La strana storia del Campo Fraschette di Alatri

di MARILINDA FIGLIOZZI
Gruppo Facebook Campo le Fraschette di Alatri

Circa vent’anni fa cominciai a chiedermi cosa avesse racchiuso negli anni, quel lungo muro che abbraccia un’ampia zona de Le Fraschette di Alatri.
Venni coinvolta dalla curiosità di due ricercatori che avevano vissuto la guerra da ragazzi. Ma che – come tanti – sapevano poco della funzione del campo dal 1942 al 1944. Cercavo soprattutto ricordi, provavo spesso a chiedere agli anziani seduti in piazza al sole del mattino. Nessuno ricordava o quel che mi raccontavano non era inquadrabile nel periodo richiesto.

Impazzivo. Non capivo perché tutti avessero dimenticato. Ma il campo esisteva e l’Archivio di Stato, pazientemente spulciato, lo dimostrava. Finché qualcuno mi fece riflettere che, all’epoca, gli uomini erano in guerra. E le donne di Alatri non avevano nessun interesse ad arrivare laggiù, in quella valle nascosta e isolata, scelta proprio per questo motivo.

Perciò ripresi la ricerca al contrario e iniziai a chiedere ai ragazzetti di allora che abitavano in campagna e finalmente vennero fuori i primi ricordi. A parlare erano le storie dei nipoti di chi aveva rilasciato fatture per la fornitura quotidiana di pane o per le numerose bare,. Così come affascinanti erano i ricordi dell’allora giovane Don Giuseppe Capone che accompagnava al campo il Vescovo Facchini.

Pian piano si è ricomposto un puzzle storico che va dal 1942 al 1976, anno di chiusura del campo. Uno studio conclusosi con l’individuazione di tre periodi ben precisi che comprendono non solo settant’anni di storia di Alatri, ma soprattutto di storia delle nazioni europee e del nord Africa.

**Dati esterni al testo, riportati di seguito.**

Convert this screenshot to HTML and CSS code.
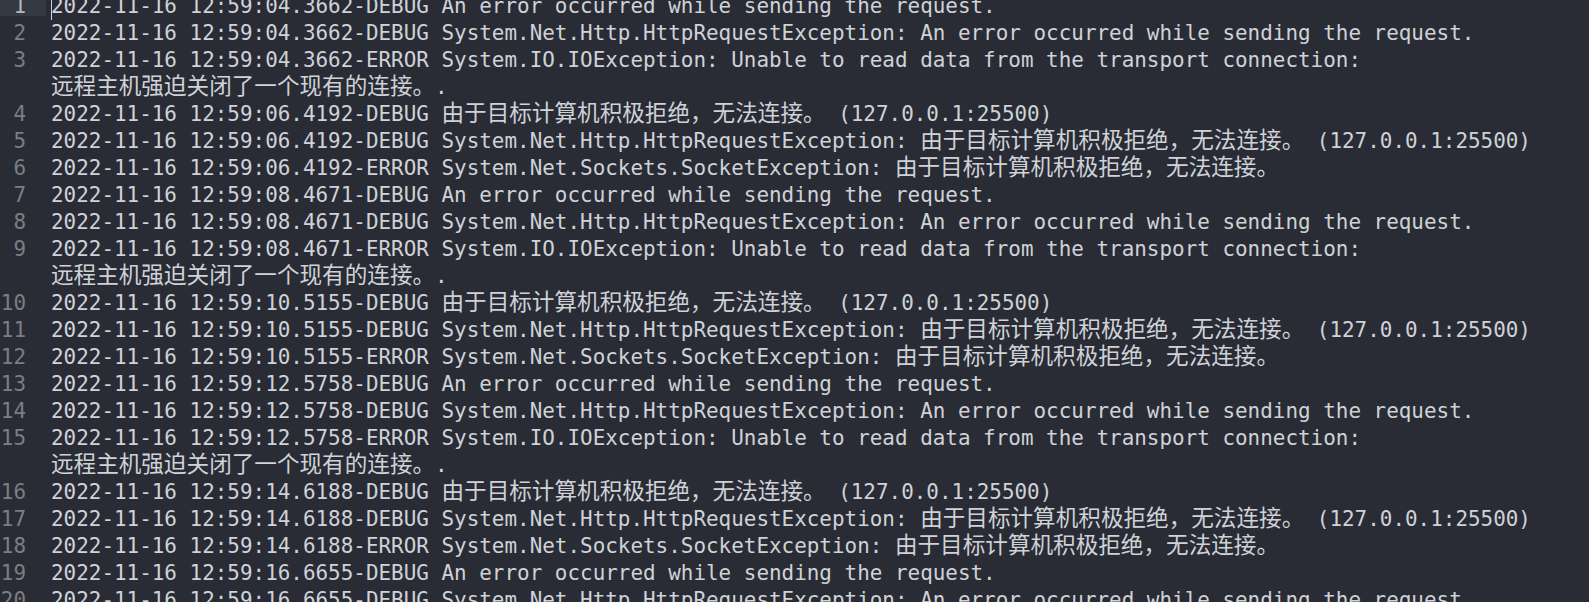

La ricerca si è delineata ogni giorno più intrigante, ma laboriosa. Davanti ad ogni nuova scoperta bisogna sempre porsi mille interrogativi. E io avevo i miei. Perché qui, durante la guerra, convivevano Croati, Sloveni, Dalmati insieme agli Anglo-Maltesi provenienti dalla Libia? E perché nel dopoguerra c’erano altri Croati e Sloveni insieme a Tedeschi, Austriaci? Ma anche anarchici Spagnoli, Russi e Americani, insieme agli Indiani con il turbante che tanti ricordano? Perché erano lì, da cosa scappavano?

Tristi storie di fughe, asili politici e spie. Tutte da studiare per capire il contesto storico da cui volevano allontanarsi e per sapere dove volevano andare.

Negli anni ‘60 il quadro storico comincia a stabilizzarsi, ma per Fraschette si apre una nuova fase: arrivano gli Italiani in fuga dalla Tunisia, dall’Egitto, dalla Libia. E di nuovo altri perché: perché c’erano tanti Italiani all’estero? Da quanto vivevano lì? Perché e come furono mandati via?

Ricerca enorme, da seguire con pazienza e curiosità, dolorosa in ogni racconto, ma ancor più straziante quando capita di conoscere personalmente i diretti protagonisti o i figli e i nipoti che vogliono approfondire storie che hanno sentito da padri o nonni e che regalano spaccati di vita passata.

Affogo in una bellissima ricerca che non ha argini, anzi ogni giorno si aprono nuovi rivoli che non smettono di intrigarmi e incuriosirmi. Sono contenta soprattutto di aver dato ordine alla storia racchiusa in quelle mura davanti alle quali da ragazzi siamo sempre passati abitudinariamente pensando con leggerezza: “C’erano i Tunisini e giocavamo felicemente a pallone con loro”.

Adesso i ricordi e gli interessi degli Alatresi rinascono e si moltiplicano, ma ormai il mio desiderio è andare oltre, far conoscere il Campo oltre provincia, oltre regione, oltre Italia, soprattutto in quelle nazioni da cui tornano spesso a trovarci gli “ospiti del Campo” o i loro parenti, con le lacrime agli occhi.